5. Triplicare gli investimenti nelle rinnovabili

I soldi quindi ci sono, sia pubblici che privati. Almeno 4.000 miliardi di dollari all’anno, se non 5mila mld $, possono e devono essere investiti in fonti rinnovabili fino al 2030, compresi gli investimenti in tecnologie e infrastrutture per consentirci di raggiungere emissioni nette zero entro il 2050 (Per lo scenario net-zero 2050 servono 1.400 GW di rinnovabili ogni anno).

Ma come si può notare sono meno dei sussidi annuali per i combustibili fossili. Investimenti però in grado di dare risultati decisivi: la sola riduzione dell’inquinamento e dell’impatto climatico potrebbe far risparmiare su scala planetaria fino a 4.200 miliardi di dollari all’anno entro il 2030 (vedi il report “The true cost true cost of fossil fuels” di Irena)

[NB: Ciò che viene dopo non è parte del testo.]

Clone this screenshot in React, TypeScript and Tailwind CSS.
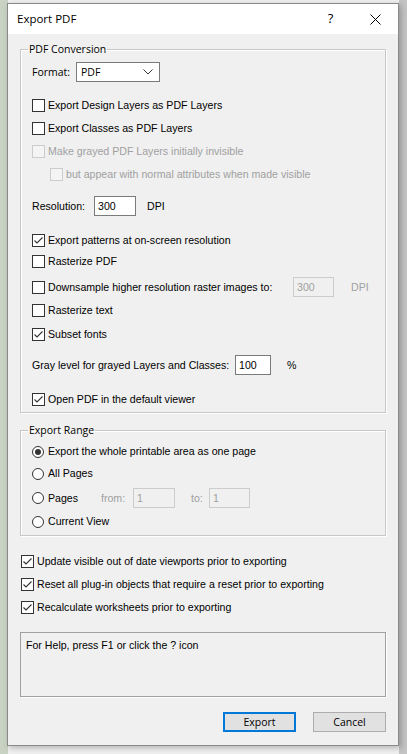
import type { ReactNode } from "react";

const sys = "font-['Liberation_Sans',Arial,sans-serif] text-[10.6px] leading-[13px]";
const ui = "font-['Open_Sans','Noto_Sans',sans-serif]";

type CheckProps = {
  label: string;
  checked?: boolean;
  disabled?: boolean;
  className?: string;
  children?: ReactNode;
  labelClass?: string;
};

/** Windows-style checkbox row. */
function Check({ label, checked = false, disabled = false, className = "", children, labelClass = "" }: CheckProps) {
  return (
    <div className={`flex items-center ${className}`}>
      <span
        className={
          disabled
            ? "flex h-[13px] w-[13px] shrink-0 items-center justify-center border border-[#cccccc] bg-[#f4f4f4]"
            : "flex h-[13px] w-[13px] shrink-0 items-center justify-center border border-[#333333] bg-white"
        }
      >
        {checked ? (
          <svg width="11" height="11" viewBox="0 0 11 11" fill="none">
            <path d="M1.5 5.5 L4 8 L9.5 2.5" stroke="#333" strokeWidth="1.1" />
          </svg>
        ) : null}
      </span>
      <span className={`ml-[3px] whitespace-nowrap ${disabled ? "text-[#a0a0a0]" : "text-black"} ${labelClass}`}>
        {label}
      </span>
      {children}
    </div>
  );
}

type RadioProps = {
  label: string;
  selected?: boolean;
  className?: string;
  labelClass?: string;
  children?: ReactNode;
};

/** Windows-style radio row. */
function Radio({ label, selected = false, className = "", labelClass = "", children }: RadioProps) {
  return (
    <div className={`flex items-center ${className}`}>
      <span className="flex h-[12px] w-[12px] shrink-0 items-center justify-center rounded-full border border-[#333333] bg-white">
        {selected ? <span className="h-[6px] w-[6px] rounded-full bg-[#333333]" /> : null}
      </span>
      <span className={`ml-[4px] whitespace-nowrap text-black ${labelClass}`}>{label}</span>
      {children}
    </div>
  );
}

type FieldProps = {
  value: string;
  disabled?: boolean;
  className?: string;
};

/** Text input look-alike. */
function Field({ value, disabled = false, className = "" }: FieldProps) {
  return (
    <div
      className={
        disabled
          ? `flex h-[20px] items-center border border-[#cccccc] bg-[#f0f0f0] pl-[3px] text-[#a0a0a0] ${className}`
          : `flex h-[20px] items-center border border-[#7a7a7a] bg-white pl-[3px] text-black ${className}`
      }
    >
      {value}
    </div>
  );
}

export default function App() {
  return (
    <div className="h-[754px] w-[407px] overflow-hidden bg-[linear-gradient(90deg,#c9d3c3_0px,#c9d3c3_8px,#f0f0f0_8px,#f0f0f0_399px,#c4c4c4_399px)] pt-[3px] pl-[7px]">
      <div className="w-[392px] border border-[#8a8a8a] bg-[#f0f0f0] shadow-[2px_2px_6px_rgba(0,0,0,0.25)]">
        {/* title bar */}
        <div className="flex h-[30px] items-center bg-white">
          <span className={`${ui} ml-[9px] flex-1 text-[11.5px] text-black`}>Export PDF</span>
          <span className={`${ui} flex h-[30px] w-[45px] items-center justify-center text-[13px] text-black`}>?</span>
          <span className="flex h-[30px] w-[45px] items-center justify-center">
            <svg width="11" height="11" viewBox="0 0 11 11">
              <path d="M0.5 0.5 L10.5 10.5 M10.5 0.5 L0.5 10.5" stroke="#000" strokeWidth="1" />
            </svg>
          </span>
        </div>

        <div className={`${sys} px-[12px] pt-[8px] pb-[13px]`}>
          <fieldset className="m-0 w-[366px] border border-[#c8c8c8] pb-[6px] pl-[11px] pr-0 pt-0 shadow-[inset_1px_1px_0_white,1px_1px_0_white]">
            <legend className={`${ui} -ml-[4px] px-[1px] text-[10.5px] leading-[14px] text-black`}>PDF Conversion</legend>

            <div className="mt-[6px] flex h-[20px] items-center">
              <span className={`${ui} w-[44px] text-[10.5px]`}>Format:</span>
              <div className="flex h-[20px] w-[84px] items-center justify-between border border-[#7a7a7a] bg-white pl-[4px] pr-[6px]">
                <span className={`${ui} text-[10.5px]`}>PDF</span>
                <svg width="10" height="6" viewBox="0 0 10 6" fill="none">
                  <path d="M0.5 0.5 L5 5 L9.5 0.5" stroke="#333" strokeWidth="1" />
                </svg>
              </div>
            </div>

            <Check className="mt-[17px] h-[13px]" label="Export Design Layers as PDF Layers" />
            <Check className="mt-[10px] h-[13px]" label="Export Classes as PDF Layers" />
            <Check className="mt-[10px] h-[13px]" label="Make grayed PDF Layers initially invisible" disabled />
            <Check
              className="mt-[10px] h-[13px] pl-[18px]"
              label="but appear with normal attributes when made visible"
              disabled
            />

            <div className="mt-[15px] flex h-[20px] items-center">
              <span className="w-[62px]">Resolution:</span>
              <Field value="300" className="w-[42px]" />
              <span className="ml-[11px]">DPI</span>
            </div>

            <Check className="mt-[18px] h-[13px]" label="Export patterns at on-screen resolution" checked />
            <Check className="mt-[8px] h-[13px]" label="Rasterize PDF" />
            <Check className="mt-[9px] h-[20px]" label="Downsample higher resolution raster images to:" labelClass="w-[245px]">
              <Field value="300" disabled className="w-[41px]" />
              <span className="ml-[17px] text-[#a0a0a0]">DPI</span>
            </Check>
            <Check className="mt-[7px] h-[13px]" label="Rasterize text" />
            <Check className="mt-[11px] h-[13px]" label="Subset fonts" checked />

            <div className="mt-[14px] flex h-[20px] items-center">
              <span className="w-[203px]">Gray level for grayed Layers and Classes:</span>
              <Field value="100" className="w-[36px]" />
              <span className="ml-[16px]">%</span>
            </div>

            <Check className="mt-[18px] h-[13px]" label="Open PDF in the default viewer" checked />
          </fieldset>

          <fieldset className="m-0 mt-[10px] w-[366px] border border-[#c8c8c8] pb-[7px] pl-[11px] pr-0 pt-0 shadow-[inset_1px_1px_0_white,1px_1px_0_white]">
            <legend className={`${ui} -ml-[4px] px-[1px] text-[10.5px] leading-[14px] text-black`}>Export Range</legend>
            <Radio className="mt-[8px] h-[13px]" label="Export the whole printable area as one page" selected />
            <Radio className="mt-[9px] h-[13px]" label="All Pages" />
            <Radio className="mt-[8px] h-[20px]" label="Pages" labelClass="w-[53px]">
              <span className="w-[32px] text-[#a0a0a0]">from:</span>
              <Field value="1" disabled className="w-[42px]" />
              <span className="ml-[16px] w-[18px] text-[#a0a0a0]">to:</span>
              <Field value="1" disabled className="w-[41px]" />
            </Radio>
            <Radio className="mt-[7px] h-[13px]" label="Current View" />
          </fieldset>

          <div className="pl-[1px]">
            <Check className="mt-[19px] h-[13px]" label="Update visible out of date viewports prior to exporting" checked />
            <Check
              className="mt-[10px] h-[13px]"
              label="Reset all plug-in objects that require a reset prior to exporting"
              checked
            />
            <Check className="mt-[10px] h-[13px]" label="Recalculate worksheets prior to exporting" checked />
          </div>

          <div className="mt-[18px] h-[65px] w-[366px] border border-[#a0a0a0] pl-[5px] pt-[6px] shadow-[1px_1px_0_white]">
            For Help, press F1 or click the ? icon
          </div>

          <div className="mt-[15px] flex w-[366px] justify-end gap-[17px]">
            <button
              type="button"
              className={`${ui} h-[20px] w-[73px] border-2 border-[#0078d7] bg-[#e1e1e1] text-[10.5px] leading-none text-black`}
            >
              Export
            </button>
            <button
              type="button"
              className={`${ui} h-[20px] w-[73px] border border-[#adadad] bg-[#e1e1e1] text-[10.5px] leading-none text-black`}
            >
              Cancel
            </button>
          </div>
        </div>
      </div>
    </div>
  );
}
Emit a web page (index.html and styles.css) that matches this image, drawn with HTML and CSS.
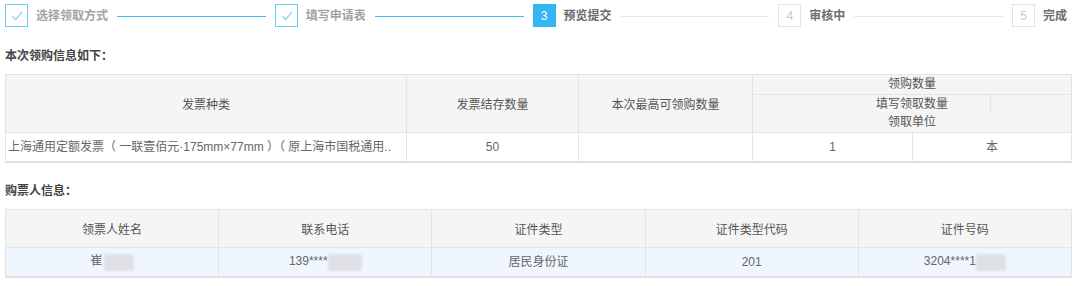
FILE: index.html
```html
<!DOCTYPE html>
<html lang="zh-CN">
<head>
<meta charset="utf-8">
<title>预览提交</title>
<link rel="stylesheet" href="styles.css">
</head>
<body>
<div class="steps">
  <div class="step done">
    <span class="step-box"><svg width="21" height="21" viewBox="0 0 21 21"><path d="M6.3 11.2 L9.6 14.6 L16 6.8" fill="none" stroke="#74cdf5" stroke-width="1.1"/></svg></span>
    <span class="step-text">选择领取方式</span>
  </div>
  <span class="step-line active"></span>
  <div class="step done">
    <span class="step-box"><svg width="21" height="21" viewBox="0 0 21 21"><path d="M6.3 11.2 L9.6 14.6 L16 6.8" fill="none" stroke="#74cdf5" stroke-width="1.1"/></svg></span>
    <span class="step-text">填写申请表</span>
  </div>
  <span class="step-line active"></span>
  <div class="step current">
    <span class="step-box">3</span>
    <span class="step-text">预览提交</span>
  </div>
  <span class="step-line"></span>
  <div class="step todo">
    <span class="step-box">4</span>
    <span class="step-text">审核中</span>
  </div>
  <span class="step-line"></span>
  <div class="step todo">
    <span class="step-box">5</span>
    <span class="step-text">完成</span>
  </div>
</div>

<h3 class="sec-title first">本次领购信息如下：</h3>
<table class="grid grid-invoice">
  <colgroup>
    <col class="c-type"><col class="c-stock"><col class="c-max"><col class="c-qty"><col class="c-unit">
  </colgroup>
  <thead>
    <tr>
      <th>发票种类</th>
      <th>发票结存数量</th>
      <th>本次最高可领购数量</th>
      <th colspan="2" class="nested">
        <div class="sub sub-top">领购数量</div>
        <div class="sub sub-mid">填写领取数量</div>
        <div class="sub sub-bot">领取单位</div>
      </th>
    </tr>
  </thead>
  <tbody>
    <tr>
      <td class="left ellipsis">上海通用定额发票（ 一联壹佰元·175mm×77mm ）（ 原上海市国税通用..</td>
      <td>50</td>
      <td></td>
      <td>1</td>
      <td>本</td>
    </tr>
  </tbody>
</table>

<h3 class="sec-title second">购票人信息：</h3>
<table class="grid grid-buyer">
  <thead>
    <tr>
      <th>领票人姓名</th>
      <th>联系电话</th>
      <th>证件类型</th>
      <th>证件类型代码</th>
      <th>证件号码</th>
    </tr>
  </thead>
  <tbody>
    <tr>
      <td>崔<span class="mask m-name"></span></td>
      <td>139****<span class="mask m-phone"></span></td>
      <td>居民身份证</td>
      <td>201</td>
      <td>3204****1<span class="mask m-id"></span></td>
    </tr>
  </tbody>
</table>
</body>
</html>
```

FILE: styles.css
```css
html, body {
  margin: 0;
  background: #ffffff;
}
body {
  padding: 4px 13px 0 5px;
  font-family: "Liberation Sans", "Noto Sans CJK SC", sans-serif;
  font-size: 12px;
  color: #666;
}

/* steps */
.steps {
  display: flex;
  align-items: center;
  height: 23px;
}
.step {
  display: flex;
  align-items: center;
  gap: 8px;
  flex: none;
}
.step-box {
  box-sizing: border-box;
  width: 23px;
  height: 23px;
  display: flex;
  align-items: center;
  justify-content: center;
  font-family: "Liberation Sans", sans-serif;
  font-size: 12px;
  line-height: 1;
}
.step.done .step-box {
  border: 1px solid #6ccaf5;
}
.step.current .step-box {
  background: #35b6f2;
  color: #fff;
}
.step.todo .step-box {
  border: 1px solid #e3e3e3;
  color: #c8c8c8;
}
.step-text {
  font-weight: 700;
  line-height: 16px;
  white-space: nowrap;
}
.step.done .step-text { color: #a3a3a3; }
.step.current .step-text { color: #6a6a6a; }
.step.todo .step-text { color: #707070; }
.step-line {
  flex: 1;
  height: 1px;
  margin: 1px 9px 0 9px;
  background: #e6e6e6;
}
.step-line.active {
  background: #42bdf5;
}

/* section titles */
.sec-title {
  margin: 0;
  font-size: 12px;
  font-weight: 700;
  line-height: 16px;
  color: #444;
}
.sec-title.first { margin: 21px 0 10px; }
.sec-title.second { margin: 20px 0 10px; }

/* tables */
.grid {
  width: calc(100% + 5px);
  table-layout: fixed;
  border-collapse: separate;
  border-spacing: 0;
  border-top: 1px solid #e4e4e4;
  border-left: 1px solid #e4e4e4;
}
.grid th, .grid td {
  border-right: 1px solid #e4e4e4;
  border-bottom: 1px solid #e4e4e4;
  padding: 0;
  text-align: center;
  vertical-align: middle;
  font-size: 12px;
  white-space: nowrap;
}
.grid th {
  background: #f5f5f5;
  font-weight: 400;
  color: #555;
}
.grid td {
  color: #666;
  height: 28px;
  line-height: 16px;
}
.grid tbody tr:last-child td {
  border-bottom: 2px solid #e0e0e0;
}

.c-type { width: 401px; }
.c-stock { width: 172px; }
.c-max { width: 174px; }
.c-qty { width: 160px; }

.grid-invoice th { height: 57px; }
.grid-invoice th.nested { padding: 0; }
.sub {
  line-height: 19px;
  height: 19px;
}
.sub-top {
  border-bottom: 1px solid #e4e4e4;
}
.sub-mid {
  position: relative;
  height: 18px;
  line-height: 18px;
}
.sub-mid::after {
  content: "";
  position: absolute;
  top: 0;
  bottom: 0;
  left: 237px;
  width: 1px;
  background: #e4e4e4;
}
.grid td.left {
  text-align: left;
  padding-left: 2px;
}
.ellipsis {
  overflow: hidden;
  text-overflow: ellipsis;
}

.grid-buyer th { height: 37px; }
.grid-buyer td { background: #eff6fe; }

.mask {
  display: inline-block;
  height: 17px;
  vertical-align: middle;
  background: #dfe0e5;
  border-radius: 2px;
  filter: blur(1.2px);
}
.m-name { width: 30px; margin-left: 1px; }
.m-phone { width: 34px; }
.m-id { width: 30px; }
```
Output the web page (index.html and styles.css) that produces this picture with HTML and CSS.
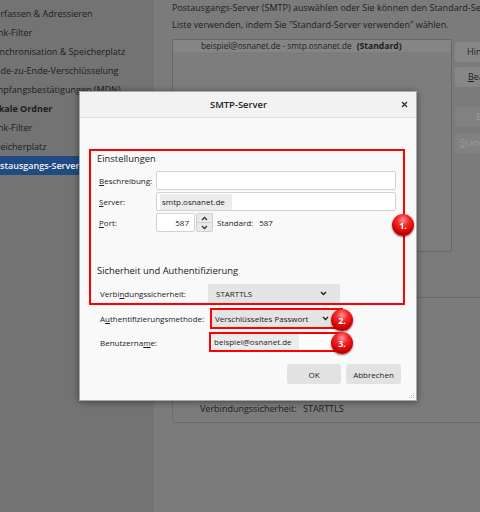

E se il denaro si trova (visto che non manca mai per salvare banche e industria degli armamenti), quello che serve è una nuova etica: l’impegno e la responsabilità, in particolare da parte dei sistemi finanziari globali, comprese le banche multilaterali di sviluppo e altre istituzioni finanziarie pubbliche e private, che devono allineare i loro portafogli di prestito nella direzione delle energie pulite.

Queste cinque linee di azione, sebbene molto generali ma non più procrastinabili, ci fanno capire per l’ennesima volta, anche per voce dei vertici della comunità mondiale, che siamo in uno dei momenti più critici della storia umana.

Le decisioni di politica energetica prese o non prese nel prossimo decennio determineranno se saremo in grado di evitare o atteneuare un’emergenza climatica che potrà essere “il problema” delle prossime generazioni.

La storia ci ricorderà che sul banco degli imputati ci saranno i governi, le banche, le compagnie energetiche, la stampa asservita e tutti quegli ipocriti che a parole hanno detto tanto ma non hanno fanno niente o spesso il contrario.

Una battaglia che deve trovare la forza vitale dal basso. Per questi i giovani di tutto i mondo che combattono e dimostrano per la giustizia climatica sono una grande risorsa e vanno aiutati.